阿部 僕は知らないふりをしているだけじゃないかとも思います。たとえば、沖縄の基地が本土に移るかもしれないと言ったら、猛烈な反対が起きる。それは、基地が危険だと知っているからですよね。
三浦 原発にも同じような構図はありますね。東京電力の福島第一原発でつくっていた電気は、福島ではなくてすべて東京方面に送られて、関東一円で使われていました。福島は東北電力の管内だから、福島の人は、福島第一原発の電気は使っていない。このことを知らない人がとても多いと思います。ではなぜ、東京電力は自分たちの管内に原発をつくらずに、福島とか、あるいは新潟という東北電力管内に原発をつくったのか。表向きの理由はいろいろあるだろうけど、最大の理由は危ないからですよね。100%安全だったら、東京近辺にだってつくれるわけですから……。
翁長知事と馬場町長
三浦 沖縄は「基地」という迷惑施設を押しつけられながらも、自分の場所を守るために闘っている。でも、そうやって闘っている人に対して、平気で泥を投げつけるようなことをする人がいる。それは、あまりに卑怯な行為だと思います。

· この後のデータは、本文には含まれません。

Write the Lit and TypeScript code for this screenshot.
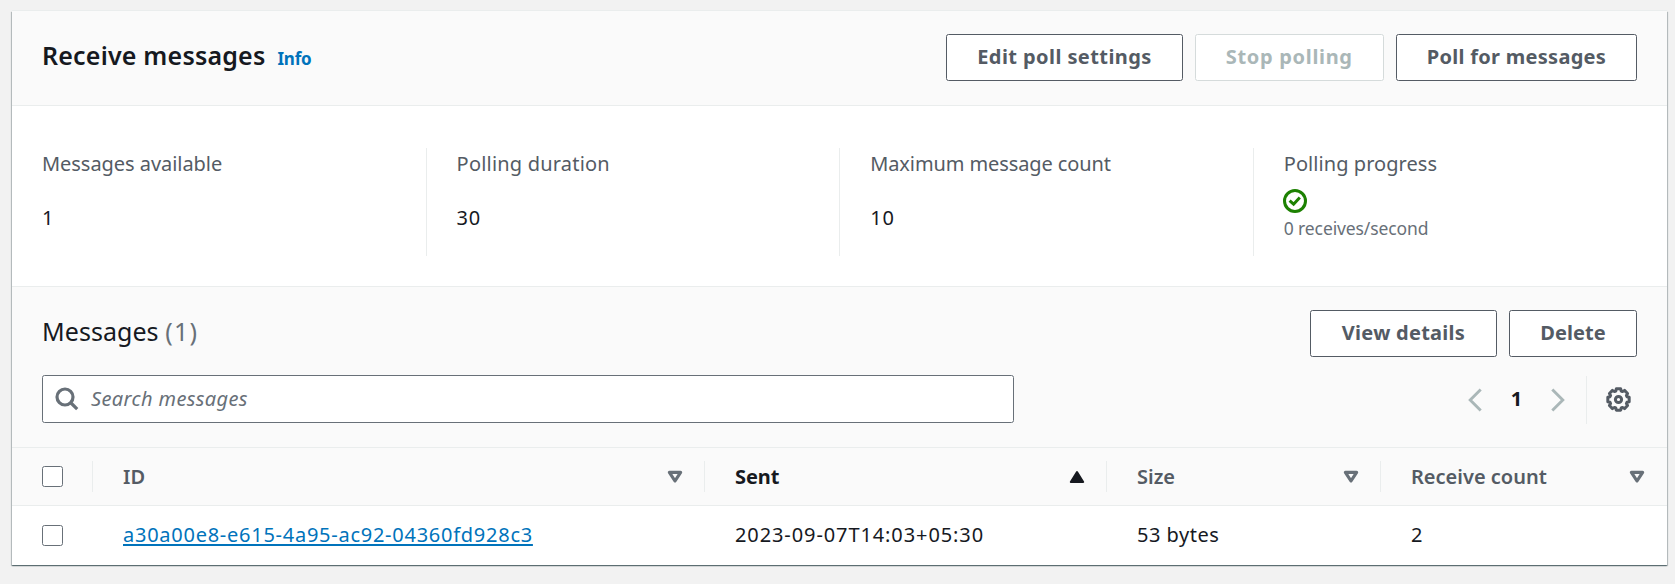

阿部 そうですね。自分たちの生活や故郷を守るために、闘わざるをえなくて闘っている人に対して、それを「活動家」などと批判するのは、本当に卑劣だと思います。たとえば、前沖縄県知事の翁長雄志さんは自民党の人だったけれども、沖縄の民意を代表する政治家としては、国と闘わざるをえなかった。『白い土地』に出てきた福島県浪江町の馬場有町長の話も、読んでいると翁長さんと似たところがあって本当に悔しく思います。
三浦 馬場さんも自民党から浪江町長になった人で、震災前には原発を誘致していた原発賛成派でした。ところが震災のあとに180度方針を転換して、町民の先頭に立って国や東電と闘った。そういう姿は、翁長さんと重なりますね。馬場さんは2018年の6月、翁長さんはその2カ月後の8月に亡くなった。二人とも安倍政権との軋轢が激しくて、しかも、さまざまな批判が集中した。精神的にも傷だらけになっていたんだと思います。
阿部 馬場さんも翁長さんも、最後はがんを患って二人とも同じように痩せ衰えていましたね。翁長さんは国に殺された、と思っている沖縄県民も少なくありません。